The number of people employed by Guilford County government has ballooned in recent years, but top county administrators want to add many more and, if recent years are any indication, the county commissioners are going to grant their wish.
The number of new county employee positions to be added will be an important part of the discussions in the coming four months as the board puts together a 2024-2025 fiscal year budget that it plans to adopt in June.
Budget time is traditionally when most new county positions are added.
Guilford County currently has 2,930 full-time employee positions, which may sound like a lot. However, Guilford County Manager Mike Halford has been arguing ever since he became manager three years ago that the county needs many more employees.
A decade ago, the manager would need to beg and plead with the commissioners to add, say, three new Emergency Medical Services workers. However, this current board, just to name a couple of instances, added three public relations positions in one month, and added five positions to the Minority and Women Business Enterprise Department in one night – and both those moves were in the middle of the budget year.
Halford’s argument is this: When you look at the 25 largest counties in the state, Guilford County only has 5.3 full time positions per 1,000 residents, which is way fewer than most other counties in North Carolina.
Guilford County has fewer employees per 1,000 residents than almost every other county in that group of 25. Only Wake County, with Raleigh as the county seat, and Johnston County, where the county seat is Smithfield, have fewer employee positions per capita. For Wake, there are 4.1 employees per 1,000 when all the full-time positions are filled, whereas Johnston County has five employees by that same metric.
Davidson and Mecklenburg counties each have 5.5 positions per 1,000 residents.
The counties in the group with the most positions per resident are Brunswick County and New Hanover County, which have 8.5 and 8.6 respectively.
In fact, if one looks at all 100 counties, the average is 9.1 full-time employees per 1000 residents when all positions are filled.
Halford has stated several times in work sessions that his goal is to get Guilford County much closer to the state average and he is likely to get his wish – just as he has been getting all along. While traditional genie’s only grant three wishes, it is clear that current Guilford County Board of Commissioners has an infinite amount it is willing to grant.
Didn’t even want to ride it. 113 vacancies at your local Sheriff’s Office. All this means they have more money then they thought. Here’s an Idea a refund would help pay the taxes everyone still owes from. ast year. Remember how you vote each time your wallet opens.
Yes, we need more DIE hires that will no doubt be used to shuffle papers and come up with innovative ways to spend the taxpayers’ dollars.
Let the EDI times roll.
We need a more responsible County Manager and a more responsible City Manager. Spending our tax money is too easy for them!

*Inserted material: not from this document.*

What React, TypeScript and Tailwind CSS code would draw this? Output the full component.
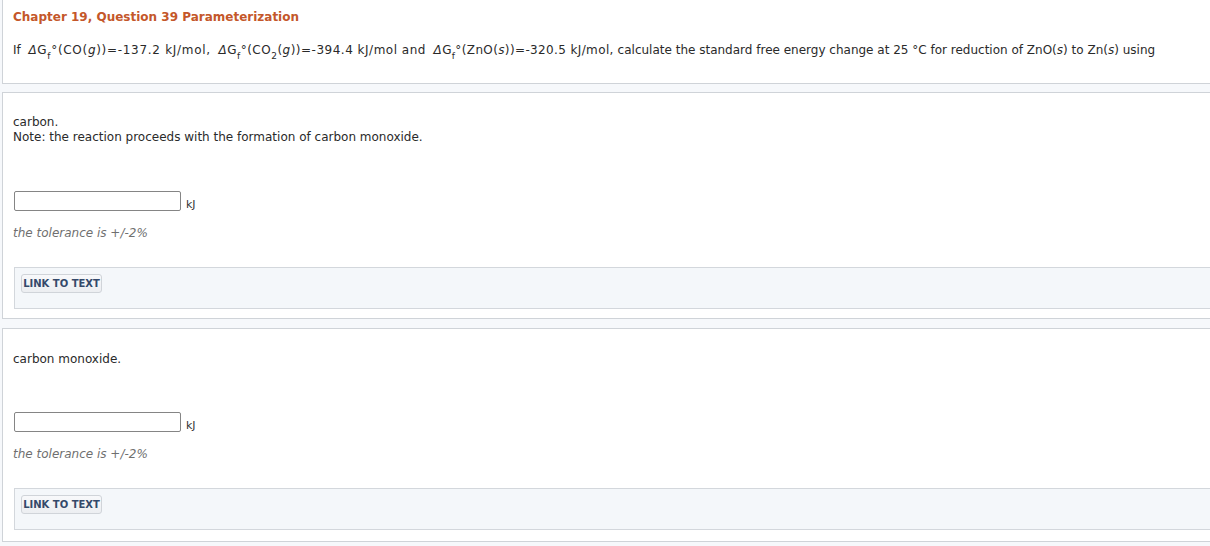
import React from "react";

function Delta() {
  return (
    <span>
      <i>Δ</i>G<sub className="text-[9px] align-[-3px]">f</sub>°
    </span>
  );
}

function LinkBox() {
  return (
    <div className="ml-[1px] w-[1300px] border border-[#d3d7dc] bg-[#f4f7fa] px-[6px] pt-[6px] pb-[15px]">
      <button className="block h-[19px] w-[81px] rounded-[3px] border border-[#d0d4d9] bg-gradient-to-b from-[#f8f9fb] to-[#eceef1] text-[10px] font-bold text-[#34496a] leading-[17px]">
        LINK TO TEXT
      </button>
    </div>
  );
}

function Answer() {
  return (
    <div>
      <div className="flex items-end pl-[1px]">
        <div className="h-[20px] w-[167px] rounded-[2px] border border-[#858585] bg-white" />
        <span className="ml-[5px] text-[11px] leading-[13px] text-[#333]">kJ</span>
      </div>
      <div className="mt-[15px] text-[12px] italic leading-[15px] text-[#6f6f6f]">
        the tolerance is +/-2%
      </div>
    </div>
  );
}

export default function App() {
  return (
    <div
      className="h-[546px] w-[1210px] overflow-hidden bg-[#f6f8fb] text-[#2a2a2a]"
      style={{ fontFamily: '"DejaVu Sans", Verdana, sans-serif' }}
    >
      <div className="ml-[2px] w-[1300px] border-b border-l border-[#cfd3d8] bg-white pl-[10px] pt-[10px] pb-[25px]">
        <div className="text-[12px] font-bold leading-[15px] text-[#c4572a]">
          Chapter 19, Question 39 Parameterization
        </div>
        <div className="mt-[18px] text-[12px] leading-[15px] whitespace-nowrap">
          If&nbsp;{" "}
          <span className="tracking-[0.7px]">
            <Delta />(CO(<i>g</i>))=-137.2 kJ/mol,
          </span>
          &nbsp;{" "}
          <span className="tracking-[0.5px]">
            <Delta />(CO<sub className="text-[9px] align-[-3px]">2</sub>(<i>g</i>))=-394.4 kJ/mol and
          </span>
          &nbsp;{" "}
          <span className="tracking-[0.37px]">
            <Delta />(ZnO(<i>s</i>))=-320.5 kJ/mol,
          </span>{" "}
          calculate the standard free energy change at 25 °C for reduction of ZnO(<i>s</i>) to Zn(<i>s</i>) using
        </div>
      </div>

      <div className="mt-[8px] ml-[2px] w-[1300px] border-t border-b border-l border-[#cfd3d8] bg-white pl-[10px] pt-[22px] pb-[9px]">
        <div className="text-[12px] leading-[15px]">
          carbon.
          <br />
          Note: the reaction proceeds with the formation of carbon monoxide.
        </div>
        <div className="mt-[46px]">
          <Answer />
        </div>
        <div className="mt-[26px]">
          <LinkBox />
        </div>
      </div>

      <div className="mt-[9px] ml-[2px] w-[1300px] border-t border-b border-l border-[#cfd3d8] bg-white pl-[10px] pt-[23px] pb-[11px]">
        <div className="text-[12px] leading-[15px]">carbon monoxide.</div>
        <div className="mt-[45px]">
          <Answer />
        </div>
        <div className="mt-[26px]">
          <LinkBox />
        </div>
      </div>
    </div>
  );
}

Now that you have posted the per 1,000 numbers let’s see the salaries and fringe benefits too.
Why were skips new hires for the racist mwbe department added months after the budget blacks be black and can’t do any wrong but they sure as he$$ can be RACIST and skip is all about reparations
You would assume that the larger counties would have more efficiency due to scale and therefore it makes since that Guilford County, as the third largest county in the state, would have a much lower per capita rate than smaller counties. A better measure would staffing per capita of counties of similar size (including nearby states).
The County is growing in population. There is a need for more employees in areas like emergency services, animal control, social services, and data processing, all the areas people complain that they don’t get prompt responses when they call for information or help. The issue is that much of this could be done by better use of current budget resources which is not something the County is good at, as many of us are aware. The fact that most new hires recently have been new administrative positions proves this. That will not change unless there is a huge change in the Commissioners who are chosen by the voters, which is quite unlikely.
People have the power to change this if they vote differently.
EDIots or as the CIA used to say KITDFOHS
Yet another “duh” moment. Feathering the nest.
On another note, I just read that Guilford County has trouble retaining and attracting teachers. Huduthunkint?
Guilford County does not need more administrative employees. What we do need is more sworn sheriff’s deputies to fill the vacant positions. Greensboro loses officers to higher paying counties at all levels. The solution is to raise the pay of all deputies and officers to
attract and maintain all approved positions. The salary system also needs to be updated and corrected for fairness of rank and time of service.